BROKER TOPIC PARTITION LEADER EPOCH END OFFSET ERROR
102 ta-logbus-v1 1 -1 -1 NOT_LEADER_FOR_PARTITION: This server is not the leader for that topic-partition.
102 ta-logbus-v1 4 -1 -1 NOT_LEADER_FOR_PARTITION: This server is not the leader for that topic-partition.
102 ta-logbus-v1 7 -1 -1 NOT_LEADER_FOR_PARTITION: This server is not the leader for that topic-partition.
102 ta-logbus-v1 10 -1 -1 NOT_LEADER_FOR_PARTITION: This server is not the leader for that topic-partition.
103 ta-logbus-v1 2 -1 -1 NOT_LEADER_FOR_PARTITION: This server is not the leader for that topic-partition.
103 ta-logbus-v1 5 -1 -1 NOT_LEADER_FOR_PARTITION: This server is not the leader for that topic-partition.
103 ta-logbus-v1 8 -1 -1 NOT_LEADER_FOR_PARTITION: This server is not the leader for that topic-partition.
103 ta-logbus-v1 11 -1 -1 NOT_LEADER_FOR_PARTITION: This server is not the leader for that topic-partition.
Ok that's a bit weird -- it looks like AliCloud is advertising that OffsetForLeaderEpoch is supported, but then is not actually handling it. We can see that the client is splitting the incoming request and sending it to all relevant brokers, but then the relevant broker is continually replying "not leader" -- even though we know we are issuing the request to the proper leader.
This might also be why you were experiencing issues originally -- if the client under the hood was trying to verify the leader epoch, then the partition would never be consumed and then lag would continually grow. This should actually persist across restarts... 🤔
For the confluent code, if you enable request logging, does confluent's library issue OffsetForLeaderEpoch? I remember them not supporting it for a while.
We can also try disabling OffsetForLeaderEpoch -- does this work if you use kgo.MaxVersions(kversion.V2_0_0())
?
Consuming with the kgo.MaxVersions(kversion.V2_0_0())
option, the problem persists.
Can you enabled debug for "consumer,cgrp" for the Confluent cgo driver and paste the logs, if you're able?
I looked into this a bit more, and I have a suspicion about the librdkafka code: Truncation detection (KIP-320, using OffsetForLeaderEpoch) was introduced in librdkafka v2.1.0, seen in the changelog here (introducing pr here).
In the logs you posted, I see this line:
%7|1692683976.380|INIT|rdkafka#consumer-1| [thrd:app]: librdkafka v1.9.2 (0x10902ff) rdkafka#consumer-1 initialized (builtin.features gzip,snappy,ssl,sasl,regex,lz4,sasl_gssapi,sasl_plain,sasl_scram,plugins,zstd,sasl_oauthbearer,http,oidc, STRIP STATIC_LINKING CC GXX PKGCONFIG OSXLD LIBDL PLUGINS ZLIB SSL SASL_CYRUS ZSTD CURL HDRHISTOGRAM SYSLOG SNAPPY SOCKEM SASL_SCRAM SASL_OAUTHBEARER OAUTHBEARER_OIDC, debug 0xfffff)

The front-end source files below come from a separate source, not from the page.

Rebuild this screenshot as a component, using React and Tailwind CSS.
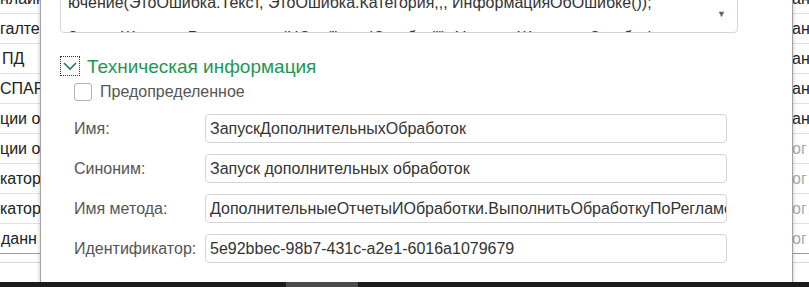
import React from "react";

const rows = [
	{ left: "нлайн", right: "ан", pl: "pl-0", dim: false },
	{ left: "галте", right: "ан", pl: "pl-0", dim: false },
	{ left: "ПД", right: "ан", pl: "pl-[2px]", dim: false },
	{ left: "СПАР", right: "ан", pl: "pl-0", dim: false },
	{ left: "ции о", right: "ан", pl: "pl-0", dim: false },
	{ left: "ции о", right: "ог", pl: "pl-0", dim: true },
	{ left: "катор", right: "ог", pl: "pl-0", dim: true },
	{ left: "катор", right: "ог", pl: "pl-0", dim: true },
	{ left: "данн", right: "ог", pl: "pl-[1px]", dim: true },
];

const fields = [
	{ label: "Имя:", value: "ЗапускДополнительныхОбработок" },
	{ label: "Синоним:", value: "Запуск дополнительных обработок" },
	{ label: "Имя метода:", value: "ДополнительныеОтчетыИОбработки.ВыполнитьОбработкуПоРегламентномуЗаданию" },
	{ label: "Идентификатор:", value: "5e92bbec-98b7-431c-a2e1-6016a1079679" },
];

function BackgroundList() {
	return (
		<div className="flex flex-col mt-[-16px]">
			{rows.map((r, i) => (
				<div
					key={i}
					className={`h-[30px] flex items-center justify-between border-b ${
						i === rows.length - 1 ? "border-[#9c9c9c]" : "border-[#e2e2e2]"
					}`}
				>
					<span className={`${r.pl} text-[16px] text-[#222] whitespace-nowrap`}>{r.left}</span>
					<span className={`w-[17px] text-[16px] whitespace-nowrap overflow-hidden ${r.dim ? "text-[#a8a8a8]" : "text-[#222]"}`}>
						{r.right}
					</span>
				</div>
			))}
			<div className="h-[9px] border-b border-[#d8d8d8]" />
		</div>
	);
}

export default function App() {
	return (
		<div className="w-[809px] h-[287px] overflow-hidden bg-white flex flex-col font-['Liberation_Sans',Arial,sans-serif]">
			<div className="relative h-[282px] overflow-hidden">
				<BackgroundList />

				{/* dialog over the list */}
				<div className="absolute left-[40px] top-0 w-[753px] h-[282px] bg-white border-x border-[#a3a3a3] shadow-[0_0_4px_rgba(0,0,0,0.25)] flex flex-col">
					{/* text area, scrolled */}
					<div className="ml-[19px] w-[678px] mt-[-24px] h-[57px] border border-[#d5d5d5] rounded-[4px] flex overflow-hidden">
						<div className="flex-1 overflow-hidden pl-[7px] pt-[17px] text-[16px] text-[#333] whitespace-nowrap">
							<div className="h-[18px] leading-[18px]">ючение(ЭтоОшибка.Текст, ЭтоОшибка.Категория,,, ИнформацияОбОшибке());</div>
							<div className="h-[18px] leading-[18px] mt-[17px]">ЗаписьЖурналаРегистрации(НСтр("ru = 'Ошибка'"), УровеньЖурнала.Ошибка);</div>
						</div>
						<div className="w-[20px] pt-[33px] text-[9px] leading-none text-[#666]">▼</div>
					</div>

					{/* section header */}
					<div className="flex items-center mt-[23px] ml-[19px]">
						<div className="w-[20px] h-[20px] border border-dotted border-[#333] flex items-center justify-center">
							<svg width="16" height="16" viewBox="0 0 16 16">
								<path d="M2 5 L8 11 L14 5" fill="none" stroke="#2c7a5e" strokeWidth="1.6" />
							</svg>
						</div>
						<span className="ml-[7px] text-[19px] leading-none text-[#1f9652]">Техническая информация</span>
					</div>

					{/* checkbox */}
					<div className="flex items-center mt-[7px] ml-[33px]">
						<div className="w-[18px] h-[18px] border border-[#b5b5b5] rounded-[3px] bg-white" />
						<span className="ml-[8px] text-[16px] leading-none text-[#555]">Предопределенное</span>
					</div>

					{/* fields */}
					<div className="flex flex-col gap-[11px] mt-[13px] ml-[33px]">
						{fields.map((f) => (
							<div key={f.label} className="flex items-center">
								<span className="w-[131px] text-[16px] text-[#555] whitespace-nowrap">{f.label}</span>
								<div className="w-[522px] h-[29px] border border-[#d5d5d5] rounded-[4px] flex items-center pl-[4px] overflow-hidden">
									<span className="text-[16px] text-[#333] whitespace-nowrap">{f.value}</span>
								</div>
							</div>
						))}
					</div>
				</div>
			</div>

			{/* dark strip at the bottom */}
			<div className="h-[5px] bg-[#1d1b1a] flex">
				<div className="ml-[286px] w-[72px] bg-[#4c4946]" />
			</div>
		</div>
	);
}
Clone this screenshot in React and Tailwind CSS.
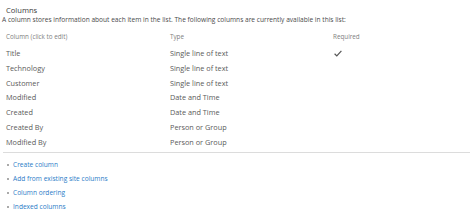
import React from "react";

const rows = [
  ["Title", "Single line of text", true],
  ["Technology", "Single line of text", false],
  ["Customer", "Single line of text", false],
  ["Modified", "Date and Time", false],
  ["Created", "Date and Time", false],
  ["Created By", "Person or Group", false],
  ["Modified By", "Person or Group", false],
];

const links = [
  "Create column",
  "Add from existing site columns",
  "Column ordering",
  "Indexed columns",
];

export default function App() {
  return (
    <div
      className="w-[474px] h-[215px] bg-white overflow-hidden text-[#444]"
      style={{ fontFamily: '"Open Sans", "Noto Sans", sans-serif' }}
    >
      <div className="pl-[6px] pt-[4px] h-[12px] text-[7.6px] leading-[12px] text-[#3a3a3a]">
        Columns
      </div>
      <div className="pl-[2px] mt-[3px] h-[10px] text-[6.6px] leading-[10px] text-[#4a4a4a] whitespace-nowrap">
        A column stores information about each item in the list. The following columns are currently available in this list:
      </div>
      <div className="grid grid-cols-[164px_163px_1fr] pl-[6px] mt-[7px] h-[10px] text-[6.3px] leading-[10px] text-[#808080]">
        <div>Column (click to edit)</div>
        <div>Type</div>
        <div>Required</div>
      </div>
      <div className="mt-[4px]">
        {rows.map(([name, type, req]) => (
          <div
            key={name}
            className="grid grid-cols-[164px_163px_1fr] pl-[6px] h-[14.83px] text-[7.3px] leading-[14.83px] text-[#5a5a5a]"
          >
            <div>{name}</div>
            <div>{type}</div>
            <div className="flex items-center">
              {req && (
                <svg width="8" height="7" viewBox="0 0 8 7" className="ml-[1px]">
                  <path d="M0.6 3.8 L2.8 5.9 L7.4 0.8" fill="none" stroke="#555" strokeWidth="1.2" />
                </svg>
              )}
            </div>
          </div>
        ))}
      </div>
      <div className="ml-[3px] mr-[4px] mt-[2px] h-[1.5px] bg-[#dcdcdc]" />
      <div className="mt-[5px]">
        {links.map((l) => (
          <div key={l} className="flex items-center pl-[7px] h-[13.9px] text-[6.6px] text-[#2a7cc7]">
            <span className="w-[2px] h-[2px] bg-[#aaa] mr-[4px]" />
            <span>{l}</span>
          </div>
        ))}
      </div>
    </div>
  );
}
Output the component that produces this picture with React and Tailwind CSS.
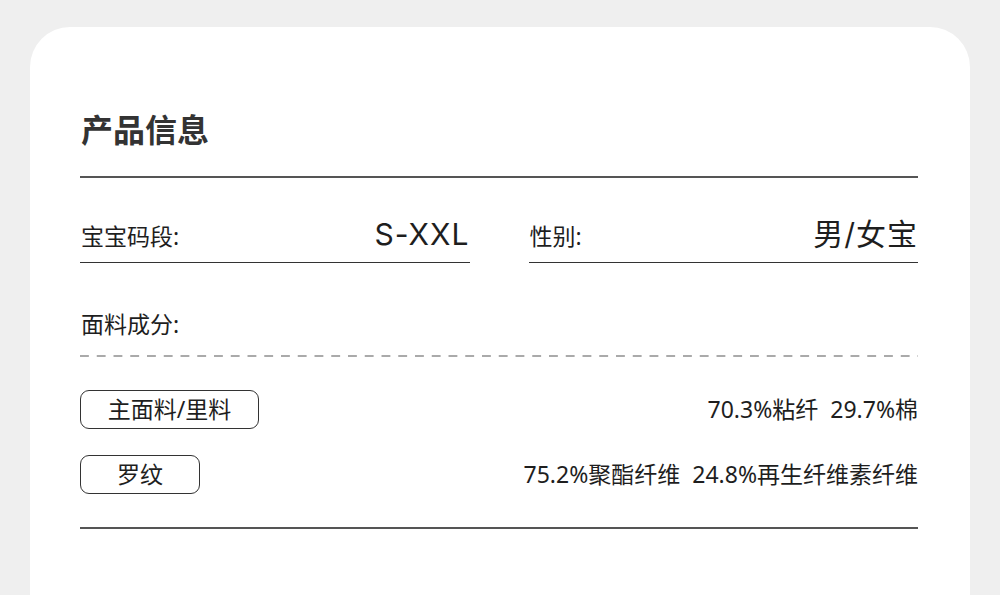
const font = "font-['Noto_Sans','Noto_Sans_CJK_SC',sans-serif]"

const Field = ({ label, value }) => (
  <div className="flex items-baseline justify-between border-b border-[#333] pb-[13px]">
    <span className="ml-px text-[23px] leading-none text-[#1e1e1e]">{label}</span>
    <span className="font-['Inter','Noto_Sans_CJK_SC',sans-serif] text-[30px] leading-none tracking-[1px] text-[#1e1e1e]">
      {value}
    </span>
  </div>
)

const Fabric = ({ tag, width, value }) => (
  <div className="flex items-center justify-between">
    <div
      className={`flex h-[39px] items-center justify-center rounded-[9px] border border-[#333] text-[23px] leading-none text-[#1e1e1e] ${width}`}
    >
      {tag}
    </div>
    <span className="text-[23px] leading-none text-[#1e1e1e] whitespace-pre">{value}</span>
  </div>
)

export default function App() {
  return (
    <div className={`h-[595px] overflow-hidden bg-[#efefef] px-[30px] pt-[27px] ${font}`}>
      <div className="h-full rounded-t-[40px] bg-white pl-[50px] pr-[52px] pt-[87px]">
        <h1 className="ml-px text-[32px] font-bold leading-none text-[#333]">产品信息</h1>
        <div className="mt-[30px] h-[2px] bg-[#555]" />

        <div className="mt-[41px] grid grid-cols-2 gap-[59px]">
          <Field label="宝宝码段:" value="S-XXL" />
          <Field label="性别:" value="男/女宝" />
        </div>

        <div className="ml-px mt-[50px] text-[23px] leading-none text-[#1e1e1e]">面料成分:</div>
        <div className="mt-[19px] h-[2px] bg-[linear-gradient(to_right,#aaa_9px,transparent_9px)] bg-[length:16.75px_2px]" />

        <div className="mt-[33px] flex flex-col gap-[26px]">
          <Fabric tag="主面料/里料" width="w-[179px]" value="70.3%粘纤  29.7%棉" />
          <Fabric tag="罗纹" width="w-[120px]" value="75.2%聚酯纤维  24.8%再生纤维素纤维" />
        </div>

        <div className="mt-[33px] h-[2px] bg-[#555]" />
      </div>
    </div>
  )
}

i.e. your confluent-kafka-go is using librdkafka v1.9.2, which does not have support for the feature that is causing problems in franz-go.
If you're open, can you upgrade librdkafka to v2.1.0 or greater and see if it is still able to work successfully?
And if it does continue to work -- can you post the same debug logs? The v2.1.0+ prints the leader epoch in the commits, so I want to see if they're -1 or not.
Also, can you post the debug logs of franz-go when you used kversion.MaxVersions(kversion.V2_0_0())
? That should have had a different bit of logs because we don't use OffsetForLeaderEpoch in that case.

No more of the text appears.